Hiç kimse demiyordu ki
SAĞLIK sistemindeki bu ayrım, bu ŞİFASIZLIĞA MAHKÜM edilme TEMEL İNSAN
HAKLARINA AYKIRI!
Hiç kimse utanmıyor,
vicdan azabı çekmiyordu İşçinin/Paryanın bebesi kollarında hastane hastane
dolaşırken can verip, Parasızlıktan cenazeleri rehin tutulduğunda. Hiç kimse
hem de hiç kimse ilaç kuyruklarında can çekişen yaşlıları görürken
UTANMIYORdu......
Bu ülkenin Zengini,
Memur/Bürokratı, Askeri ve diğer elitleri, bu milletin zenginliğini, devletinin
imkanlarını sonuna kadar büyük bir pişkinlik ve ayrımcılık ile kullanırken
UTANMIYORLARDI....
Bu ülkenin çoluk çocuğu,
yaşlısı, kadını, İşçi ve Paryası olarak gayrı resmi bir ayrıma tabi olup,
Canını, bedenini, ruhunu ve geleceğini bu ayrılmış VİCDANSIZLARIN refahı için
feda ediyorlardı..
Aslında Ülkemizde
yıllarca temel konularda uygulanan bir kast sistemi vardı. Bunun en bariz
yaşandığı alan SAĞLIK’tı. YAŞAMA HAKKI konusu idi. Bu konudaki en belirgin
yansımalardan biride O dönemlerde sıkça gelen şehit haberlerinde görülebilirdi.

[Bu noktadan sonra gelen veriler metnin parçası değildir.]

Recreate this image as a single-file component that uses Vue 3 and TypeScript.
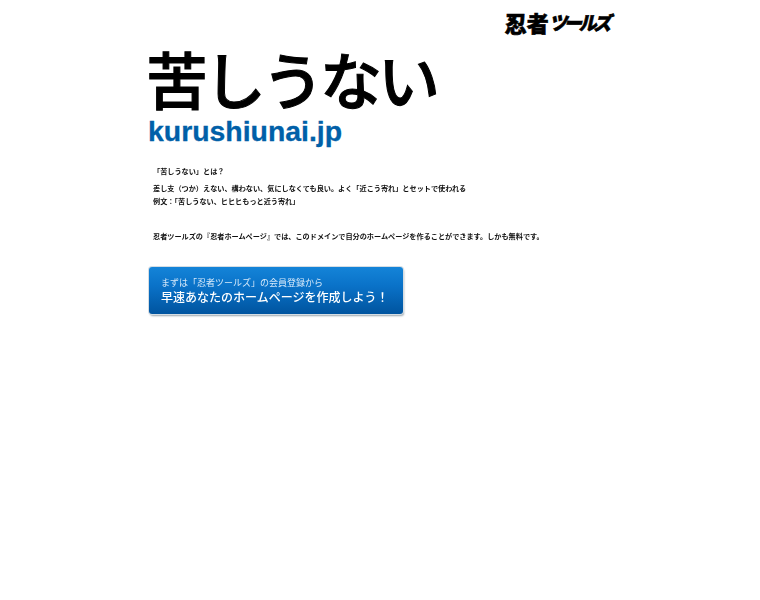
<script setup lang="ts">
// fullwidth punctuation written as escapes so it stays fullwidth
const what = '「苦しうない」とは\uFF1F'
const meaning: string[] = [
  '差し支\uFF08つか\uFF09えない、構わない、気にしなくても良い。よく「近こう寄れ」とセットで使われる',
  '例文\uFF1A「苦しうない、ヒヒヒもっと近う寄れ」',
]
const ctaBig = '早速あなたのホームページを作成しよう\uFF01'
</script>

<template>
  <div class="page">
    <div class="logo-row">
      <span class="logo">
        <span class="logo-kanji">忍者</span>
        <span class="logo-kana">ツールズ</span>
      </span>
    </div>

    <h1 class="title">苦しうない</h1>
    <div class="domain">kurushiunai.jp</div>

    <div class="body">
      <p class="what">{{ what }}</p>
      <p v-for="line in meaning" :key="line" class="line">{{ line }}</p>
      <p class="promo">忍者ツールズの『忍者ホームページ』では、このドメインで自分のホームページを作ることができます。しかも無料です。</p>
    </div>

    <a class="cta" href="#">
      <span class="cta-small">まずは「忍者ツールズ」の会員登録から</span>
      <span class="cta-big">{{ ctaBig }}</span>
    </a>
  </div>
</template>

<style scoped>
.page {
  width: 760px;
  height: 600px;
  box-sizing: border-box;
  padding: 0 0 0 148px;
  font-family: "Liberation Sans", "Noto Sans CJK JP", sans-serif;
  color: #000;
  overflow: hidden;
}

.logo-row {
  display: flex;
  justify-content: flex-end;
  padding: 8px 150px 0 0;
  height: 30px;
  box-sizing: border-box;
}

.logo {
  display: flex;
  align-items: center;
  height: 28px;
  gap: 2px;
  font-family: "Noto Sans CJK JP", sans-serif;
  font-weight: 900;
  -webkit-text-stroke: 0.6px #000;
  white-space: nowrap;
}

.logo-kanji {
  font-size: 22px;
  line-height: 28px;
}

.logo-kana {
  display: inline-block;
  font-size: 18px;
  line-height: 28px;
  letter-spacing: -3.2px;
  transform: skewX(-12deg) scaleY(1.05);
}

.title {
  margin: 9px 0 0 -2px;
  font-family: "Noto Sans CJK JP", sans-serif;
  font-weight: 500;
  font-size: 62px;
  line-height: 78px;
  letter-spacing: -4px;
  -webkit-text-stroke: 1px #000;
  white-space: nowrap;
}

.domain {
  font-weight: 700;
  font-size: 28.4px;
  line-height: 28px;
  color: #0060a8;
  -webkit-text-stroke: 0.3px #0060a8;
}

.body {
  padding: 20px 0 0 5px;
  font-family: "Noto Sans CJK JP", sans-serif;
  font-weight: 700;
  font-size: 7.15px;
  color: #111;
  filter: blur(0.25px);
}

.body p {
  margin: 0;
  white-space: nowrap;
}

.what {
  line-height: 12px;
  margin-bottom: 5px !important;
}

.line {
  line-height: 12.5px;
}

.promo {
  margin-top: 23px !important;
  line-height: 12px;
}

.cta {
  display: flex;
  flex-direction: column;
  box-sizing: border-box;
  width: 254px;
  height: 47px;
  margin: 25px 0 0 1px;
  padding: 9px 0 0 12px;
  border-radius: 3px;
  background: linear-gradient(#1484d8 0%, #0a72c8 40%, #00549f 100%);
  box-shadow: 0 0 0 1px #d5dde3, 1px 2px 2px #9aa5ad;
  color: #fff;
  text-decoration: none;
  font-family: "Noto Sans CJK JP", sans-serif;
  white-space: nowrap;
}

.cta-small {
  font-size: 9px;
  line-height: 13px;
  color: #d8eafa;
  filter: blur(0.2px);
}

.cta-big {
  font-size: 12px;
  font-weight: 500;
  line-height: 15px;
  filter: blur(0.2px);
}
</style>
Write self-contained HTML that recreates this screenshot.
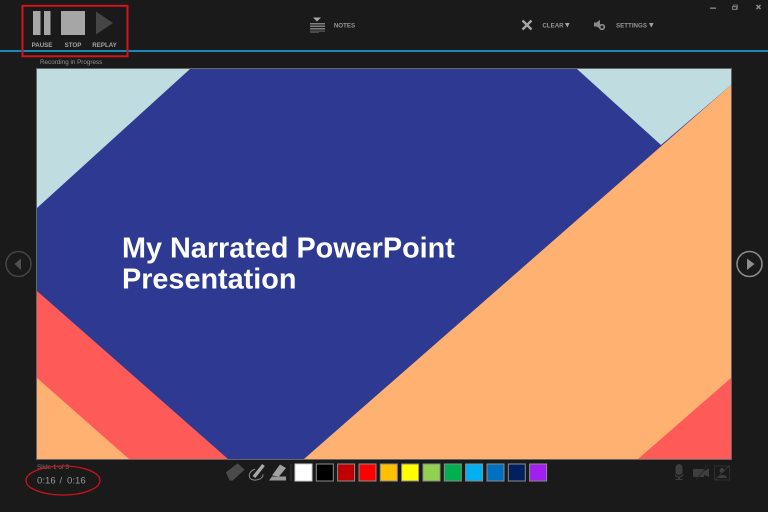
<!DOCTYPE html>
<html><head><meta charset="utf-8"><style>
html,body{margin:0;padding:0;background:#1a1a1a;width:768px;height:512px;overflow:hidden}
svg{display:block;position:absolute;left:0;top:0}
text{font-family:"Liberation Sans",sans-serif}
.s{filter:blur(.3px)}
</style></head><body>
<svg width="768" height="512" viewBox="0 0 768 512" xmlns="http://www.w3.org/2000/svg">
<rect width="768" height="512" fill="#1a1a1a"/>
<rect x="0" y="50" width="768" height="2" fill="#1689b4"/>
<!-- top left controls -->
<rect x="33" y="11" width="7.5" height="24" fill="#a6a6a6"/>
<rect x="44" y="11" width="6.5" height="24" fill="#a6a6a6"/>
<rect x="61" y="11" width="24" height="24" fill="#a6a6a6"/>
<path d="M96 11.500L113 23L96 34.500Z" fill="#454545"/>
<g class="s" fill="#a4a4a4" font-size="6.200" font-weight="bold" text-anchor="middle">
<text x="42" y="47">PAUSE</text>
<text x="73" y="47">STOP</text>
<text x="104.500" y="47">REPLAY</text>
<text x="344.500" y="27.500" fill="#969696">NOTES</text>
<text x="553" y="27.500" fill="#969696">CLEAR</text>
<text x="631.500" y="27.500" fill="#969696">SETTINGS</text>
</g>
<text class="s" x="40" y="64" font-size="6.300" fill="#949494">Recording in Progress</text>
<rect x="22.500" y="5.800" width="105" height="50.500" fill="none" stroke="#d2141e" stroke-width="2"/>
<!-- notes icon -->
<path d="M313 17.500h8l-4 4z" fill="#a8a8a8"/>
<g fill="#7e7e7e"><rect x="310" y="23" width="15" height="1.500"/><rect x="310" y="25.500" width="15" height="1.500"/><rect x="310" y="28" width="15" height="1.500"/><rect x="310" y="30.500" width="15" height="1.200" fill="#5e5e5e"/><rect x="310" y="32" width="9" height="1" fill="#4a4a4a"/></g>
<!-- clear -->
<path d="M522.500 20.500L531.500 29.500M531.500 20.500L522.500 29.500" stroke="#a4a4a4" stroke-width="2.400" fill="none"/>
<path d="M565 23h4.600l-2.300 4.600z M649 23h4.600l-2.300 4.600z" fill="#a0a0a0"/>
<!-- settings -->
<path d="M594 22.500h2.500l3.500-2.500v8.500l-3.500-2h-2.500z" fill="#8a8a8a"/>
<circle cx="602" cy="27" r="2.300" fill="none" stroke="#8a8a8a" stroke-width="1.700"/>
<!-- window controls -->
<rect x="710" y="7.500" width="6" height="1.300" fill="#8a8a8a"/>
<rect x="733.500" y="5" width="4" height="4" fill="none" stroke="#666" stroke-width="1"/>
<rect x="732.500" y="6.500" width="4" height="3" fill="#2a2a2a" stroke="#777" stroke-width="1"/>
<path d="M756.500 5L760.500 9M760.500 5L756.500 9" stroke="#8e8e8e" stroke-width="1.500"/>
<!-- slide -->
<rect x="36.500" y="68.500" width="695" height="391" fill="#2e3a92" stroke="#666" stroke-width="1"/>
<path d="M37 69H190L37 208Z" fill="#bfdce0"/>
<path d="M577 69H731V85L661 145Z" fill="#bfdce0"/>
<path d="M731 85V459H304Z" fill="#feb171"/>
<path d="M731 378V459H638Z" fill="#fe5a58"/>
<path d="M37 291L228 459H37Z" fill="#fe5a58"/>
<path d="M37 378L129 459H37Z" fill="#feb171"/>
<text class="s" font-size="28.800" font-weight="bold" fill="#fff"><tspan x="122" y="257.500">My Narrated PowerPoint</tspan><tspan x="122" y="288.300">Presentation</tspan></text>
<!-- nav -->
<circle cx="18.500" cy="264" r="12.500" fill="none" stroke="#444" stroke-width="1.500"/>
<path d="M21 258.500V270L14.500 264Z" fill="#505050"/>
<circle cx="749.500" cy="264" r="12.500" fill="none" stroke="#8e8e8e" stroke-width="1.500"/>
<path d="M747 258.500V270L754.500 264Z" fill="#8e8e8e"/>
<!-- bottom left -->
<text class="s" x="37" y="469" font-size="6.400" fill="#7c7c7c">Slide 1 of 3</text>
<text class="s" x="37" y="483.500" font-size="9.600" fill="#979797">0:16</text>
<text class="s" x="59.500" y="483.500" font-size="9.600" fill="#979797">/</text>
<text class="s" x="67" y="483.500" font-size="9.600" fill="#979797">0:16</text>
<ellipse cx="63" cy="480.500" rx="37" ry="14.500" fill="none" stroke="#c8141e" stroke-width="1.300"/>
<!-- pen tools -->
<path d="M226.500 472.500L237.500 464L244 469.500L232.500 480H230Z" fill="#4a4a4a" stroke="#4a4a4a" stroke-linejoin="round"/>
<path d="M254 477L263.500 465" stroke="#a8a8a8" stroke-width="3.400" fill="none"/>
<path d="M255 469C248 472 247 479 254 480C259 480.500 263 478 263 474.500" stroke="#8e8e8e" stroke-width="1" fill="none"/>
<path d="M272 475.500L280 464.500L286 468L279 476.500Z" fill="#a0a0a0"/>
<path d="M269 480.500L272 476.500H286V480.500Z" fill="#989898"/>
<rect x="290.500" y="464" width="1" height="17" fill="#3a3a3a"/>
<!-- swatches -->
<g stroke="#8c8c8c" stroke-width="1">
<rect x="295" y="464" width="17" height="17" fill="#fff" stroke="#ccc"/>
<rect x="316.300" y="464" width="17" height="17" fill="#000"/>
<rect x="337.600" y="464" width="17" height="17" fill="#c00000"/>
<rect x="359" y="464" width="17" height="17" fill="#ff0000"/>
<rect x="380.300" y="464" width="17" height="17" fill="#ffc000"/>
<rect x="401.600" y="464" width="17" height="17" fill="#ffff00"/>
<rect x="423" y="464" width="17" height="17" fill="#92d050"/>
<rect x="444.300" y="464" width="17" height="17" fill="#00b050"/>
<rect x="465.600" y="464" width="17" height="17" fill="#00b0f0"/>
<rect x="487" y="464" width="17" height="17" fill="#0070c0"/>
<rect x="508.300" y="464" width="17" height="17" fill="#002060"/>
<rect x="529.600" y="464" width="17" height="17" fill="#a020f0"/>
</g>
<!-- media icons -->
<rect x="675.500" y="464" width="7" height="11" rx="3.500" fill="#3e3e3e"/>
<path d="M675 472C675 478 683 478 683 472V476C682 478 676 478 675 476Z M678 477h2v2h-2z M675.500 479h7v1h-7z" fill="#3e3e3e"/>
<rect x="693" y="469" width="11" height="8" fill="#3e3e3e"/>
<path d="M704 471L709 468.500V477L704 475Z" fill="#3e3e3e"/>
<path d="M696 480L708 465" stroke="#2a2a2a" stroke-width="1"/>
<rect x="714.500" y="466" width="15" height="14" fill="none" stroke="#2e2e2e" stroke-width="1"/>
<circle cx="722" cy="470.500" r="2.500" fill="#3e3e3e"/>
<path d="M717 478C717 474 727 474 727 478Z" fill="#3e3e3e"/>
<path d="M715 480L729 466" stroke="#333" stroke-width="1"/>
</svg>
</body></html>
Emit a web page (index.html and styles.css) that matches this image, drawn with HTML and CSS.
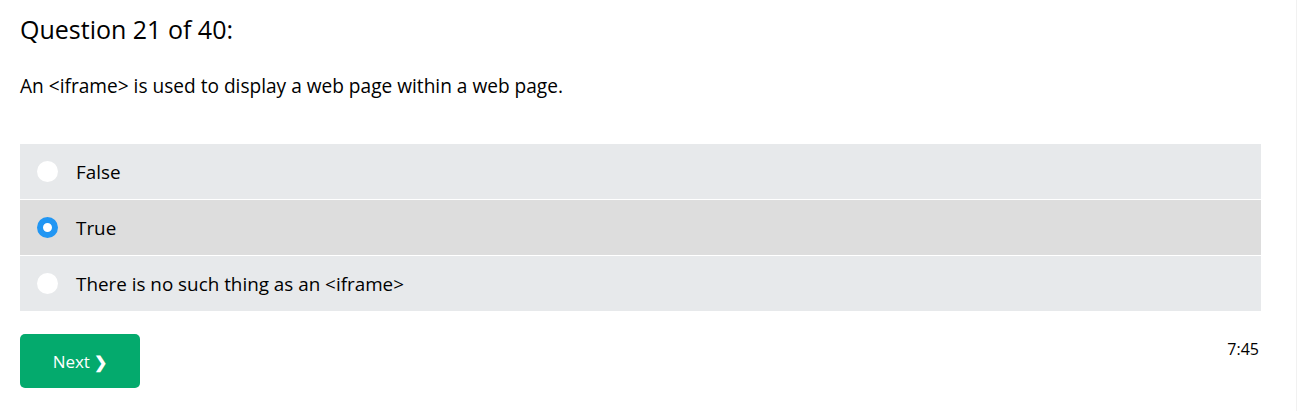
FILE: index.html
```html
<!DOCTYPE html>
<html>
<head>
<meta charset="utf-8">
<link rel="stylesheet" href="styles.css">
</head>
<body>
<div class="page">
  <h1 class="title">Question 21 of 40:</h1>
  <p class="question">An &lt;iframe&gt; is used to display a web page within a web page.</p>
  <div class="options">
    <label class="option"><span class="radio"></span><span class="label">False</span></label>
    <label class="option selected"><span class="radio"></span><span class="label">True</span></label>
    <label class="option"><span class="radio"></span><span class="label">There is no such thing as an &lt;iframe&gt;</span></label>
  </div>
  <div class="footer">
    <button class="next">Next <span class="chev">&#10095;</span></button>
    <span class="timer">7:45</span>
  </div>
</div>
</body>
</html>
```
FILE: styles.css
```css
html, body {
  margin: 0;
  padding: 0;
  background: #fff;
}
body {
  font-family: "Open Sans", "Noto Sans", sans-serif;
  color: #000;
}
.page {
  height: 411px;
  box-sizing: border-box;
  padding: 0 35px 0 20px;
  width: 1297px;
  border-right: 1px solid #f1f1f1;
}
.title {
  margin: 0;
  padding-top: 13px;
  font-weight: 400;
  font-size: 25px;
  line-height: 32px;
}
.question {
  margin: 29px 0 0;
  font-size: 19.1px;
  line-height: 24px;
}
.options {
  margin-top: 46px;
  display: flex;
  flex-direction: column;
  gap: 1px;
}
.option {
  display: flex;
  align-items: center;
  height: 55px;
  background: #e7e9eb;
  font-size: 18.85px;
}
.option.selected {
  background: #dddddd;
}
.radio {
  width: 21px;
  height: 21px;
  border-radius: 50%;
  background: #fff;
  margin-left: 17px;
  margin-right: 18px;
  box-sizing: border-box;
}
.selected .radio {
  background: #fff;
  border: 6px solid #2196f3;
}
.footer {
  display: flex;
  justify-content: space-between;
  align-items: flex-start;
  margin-top: 23px;
}
.next {
  width: 120px;
  height: 54px;
  background: #04aa6d;
  color: #fff;
  border: none;
  border-radius: 5px;
  font-family: inherit;
  font-size: 17px;
  padding: 0;
}
.chev {
  font-size: 16px;
  font-weight: 700;
}
.timer {
  font-size: 16px;
  margin-top: 4px;
  margin-right: 2px;
}
```
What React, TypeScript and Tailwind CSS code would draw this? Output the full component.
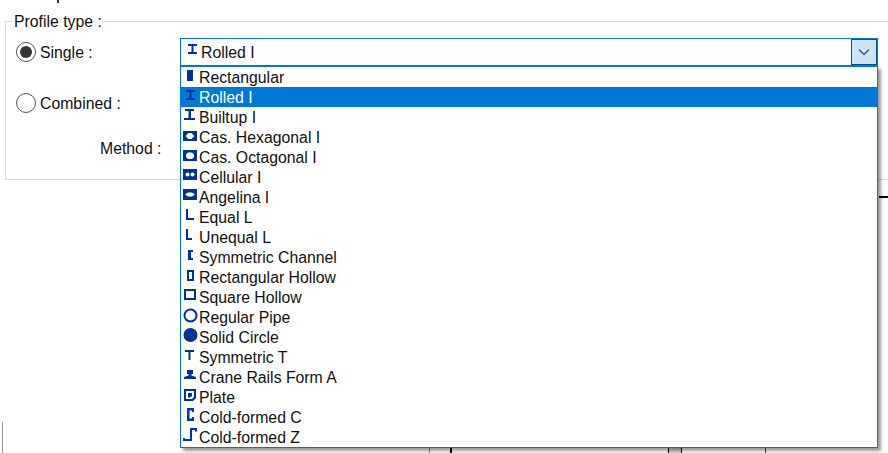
const items = [
  'Rectangular', 'Rolled I', 'Builtup I', 'Cas. Hexagonal I', 'Cas. Octagonal I', 'Cellular I', 'Angelina I',
  'Equal L', 'Unequal L', 'Symmetric Channel', 'Rectangular Hollow', 'Square Hollow', 'Regular Pipe',
  'Solid Circle', 'Symmetric T', 'Crane Rails Form A', 'Plate', 'Cold-formed C', 'Cold-formed Z',
];

// section glyphs, drawn on the 18x20 cell of a list row
function ProfileIcon({ name }: { name: string }) {
  const dark = '#003399';
  const blue = '#0033cc';
  let body = null;
  switch (name) {
    case 'Rectangular':
      body = <rect x="6" y="3" width="6" height="11" fill={dark} />;
      break;
    case 'Rolled I':
      body = <path d="M5 3h9v2h-3.500v6H14v2H5v-2h3.500V5H5z" fill={dark} />;
      break;
    case 'Builtup I':
      body = <path d="M4 2h9v2h-3v7h4v2H3v-2h4.500V4H4z" fill={dark} />;
      break;
    case 'Cas. Hexagonal I':
      body = <path fillRule="evenodd" d="M2 4h14v10H2zM4.500 9l3-3h3l3 3-3 3h-3z" fill={dark} />;
      break;
    case 'Cas. Octagonal I':
      body = <path fillRule="evenodd" d="M2 3h14v11H2zM7 5.500h4l2 2v2.500l-2 2H7l-2-2V7.500z" fill={dark} />;
      break;
    case 'Cellular I':
      body = (
        <>
          <path d="M2 2h14v11H2z" fill={dark} />
          <circle cx="6.500" cy="7.500" r="2" fill="#fff" />
          <circle cx="11.500" cy="7.500" r="2" fill="#fff" />
        </>
      );
      break;
    case 'Angelina I':
      body = <path fillRule="evenodd" d="M2 2h14v11H2zM4 7.500l3-2h4l3 2-3 2H7z" fill={dark} />;
      break;
    case 'Equal L':
      body = <path d="M5 2h2v9h6v2H5z" fill={dark} />;
      break;
    case 'Unequal L':
      body = <path d="M5 2h2v9h4v2H5z" fill={dark} />;
      break;
    case 'Symmetric Channel':
      body = <path d="M7 3h5v2H10v6h2v2H7z" fill={dark} />;
      break;
    case 'Rectangular Hollow':
      body = <path fillRule="evenodd" d="M6 3h7v11H6zM8 5v7h3V5z" fill={dark} />;
      break;
    case 'Square Hollow':
      body = <path fillRule="evenodd" d="M3 2h12v11H3zM5 4v7h8V4z" fill={dark} />;
      break;
    case 'Regular Pipe':
      body = <circle cx="9.500" cy="8.500" r="6" fill="none" stroke={dark} strokeWidth="2" />;
      break;
    case 'Solid Circle':
      body = <circle cx="9.500" cy="8" r="7" fill={dark} />;
      break;
    case 'Symmetric T':
      body = <path d="M4 3h9v2H9.500v8h-2V5H4z" fill={dark} />;
      break;
    case 'Crane Rails Form A':
      body = <path d="M6 3h6v4h-1.500v1.500L15 10v2H3v-2l4.500-1.500V7H6z" fill={dark} />;
      break;
    case 'Plate':
      body = <path fillRule="evenodd" d="M3 2h12v9l-3 3H3zM5 4v8h6l2-2V4zM7 6h4v3l-2 1.500H7z" fill={dark} />;
      break;
    case 'Cold-formed C':
      body = <path d="M6 1h7v4h-2V3.500H8.500v8H11V10h2v4H6z" fill={blue} />;
      break;
    case 'Cold-formed Z':
      body = <path d="M9 1h7v3.500h-2V3h-3v11H2v-3h2v1h5z" fill={blue} />;
      break;
  }
  return (
    <svg width="18" height="20" viewBox="0 0 18 20" className="shrink-0">
      {body}
    </svg>
  );
}

export default function App() {
  return (
    <div className="font-['Liberation_Sans',Arial,sans-serif] flex flex-col w-[888px] h-[453px] overflow-hidden bg-white text-[15.8px] text-[#111]">
      {/* descender of the clipped line above */}
      <div className="ml-[57px] w-[2px] h-[3px] bg-[#333]" />

      <fieldset className="ml-[5px] mt-[9px] w-[900px] h-[168px] shrink-0 border border-[#dcdcdc] pl-[10px] pt-[8px]">
        <legend className="ml-[-2px] leading-[18px]">
          <span className="inline-block translate-y-px">Profile type :</span>
        </legend>

        <div className="flex items-center h-[28px]">
          <label className="w-[164px] flex items-center gap-[4px]">
            <span className="w-[20px] h-[20px] rounded-full border border-[#555] flex items-center justify-center">
              <span className="w-[12px] h-[12px] rounded-full bg-[#333]" />
            </span>
            <span className="pt-[2px]">Single :</span>
          </label>

          <div className="relative w-[698px] h-[28px]">
            <div className="h-full border border-[#0078d7] bg-white flex">
              <div className="flex-1 flex items-center pl-[2px]">
                <span className="mt-[-3px]">
                  <ProfileIcon name="Rolled I" />
                </span>
                <span className="pt-[1px]">Rolled I</span>
              </div>
              <div className="w-[26px] border border-[#005499] bg-[#cce4f7] flex items-center justify-center">
                <svg width="12" height="8" viewBox="0 0 12 8">
                  <path d="M1 1.500l5 5 5-5" fill="none" stroke="#555" strokeWidth="1.300" />
                </svg>
              </div>
            </div>

            {/* open list */}
            <ul className="absolute left-0 top-full z-10 w-full border border-[#0078d7] bg-white shadow-[3px_3px_3px_rgba(0,0,0,0.4)]">
              {items.map((item) => (
                <li
                  key={item}
                  className={
                    item === 'Rolled I'
                      ? 'h-[20px] flex items-center bg-[#0078d7] text-white'
                      : 'h-[20px] flex items-center'
                  }
                >
                  <ProfileIcon name={item} />
                  <span className="pt-[2px]">{item}</span>
                </li>
              ))}
            </ul>
          </div>
        </div>

        <label className="flex items-center gap-[4px] h-[24px] mt-[25px]">
          <span className="w-[20px] h-[20px] rounded-full border border-[#555]" />
          <span className="pt-[2px]">Combined :</span>
        </label>

        <div className="pl-[84px] mt-[25px] leading-[18px]">Method :</div>
      </fieldset>

      {/* bits of the drawing behind the list */}
      <div className="ml-[879px] mt-[16px] w-[9px] h-[2px] shrink-0 bg-black" />
      <div className="mt-auto flex items-end h-[31px]">
        <div className="ml-[2px] w-[427px] h-full border-l border-[#9a9a9a]" />
        <div className="w-[21px] h-[5px] border-l border-[#888]" />
        <div className="w-[218px] h-[5px] border-l-2 border-black" />
        <div className="w-[13px] h-[5px] border-l border-black bg-[#d8d8d8]" />
        <div className="w-[84px] h-[5px] border-l border-black" />
        <div className="w-[20px] h-[5px] border-l border-[#a02020]" />
      </div>
    </div>
  );
}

Nedense ŞEHİT olan Mehmetçik baskın bir oranda işçi/parya sınıfana mesup
kişilerden çıkardı. Hemen hemen sıfıra yakındı Zengin/Bürokrat/Asker/Alim
kesiminden böyle haberlerin geldiği.
İşte bu kast sisteminin
en alt tabakası yaşarken gecekondulara, çalışırken sigortasız ağır mesailere,
hastalanırken Şifahanelere değil, zülümhanelere mahkûmdular.
2002’de yaşanılan
Siyaset sahnesindeki deprem işte bu zülümün, ayrımcılığın sonucu idi. İnsanlar
doğarken, yaşarken ve ölürken uğradıkları bu ikiyüzlü/riyakar ayrımcılığa dur
dediler.
Bunun karşılığını ise
fazlası ile gördüler. Ne kadar da eleştirilecek yanları olsa, ne kadar da aksak
yanları olsa İnsanlar öncelik ile İNSAN olduklarını ve EŞİT olduklarını bu
seçkin zümreye gösterdiler.
Bu hikâyede Makarna,
Kömür, İs, Galoşlu Ayakkabılar, Kuyruklar, Ölümler, Islak Mendiller, Kendini
beğenmişler, Bidon kafalar, Göbeğini kaşıyanlar, Vicdansızlar, Körler,
Sağırlar, Çobanları beğenmeyen Hormonlular ve daha yüzlerce SAĞLIKSIZ, MİDE
BULANDIRAN ve ÖLÜM GETİREN aktörler vardı.
Türkiye SAĞLIĞINA işte
bu ayrımcılık zincirini kırarak ulaştı. Hasta adam gür ve gürbüz bir
delikanlıya dönüştü. Kabına sığmayan, yerinde duramayan Enerjik bir Toya….
Sağlıktaki bozukluğun
can aldığı, bitkisel yaşama mahkum kıldığı bir ülkeden SAĞLIK’taki devrimin
sağladığı CANLILIKLA ayağa kalkan bir Ülke.
İşte 07 Haziran 2015
seçimlerine gelen süreçteki SAĞLIĞIN CAN ALICI ve 08 Haziran 2015 sonrası
süreçte CAN CAN KATACAK etkisi böyle bir hikâyedir.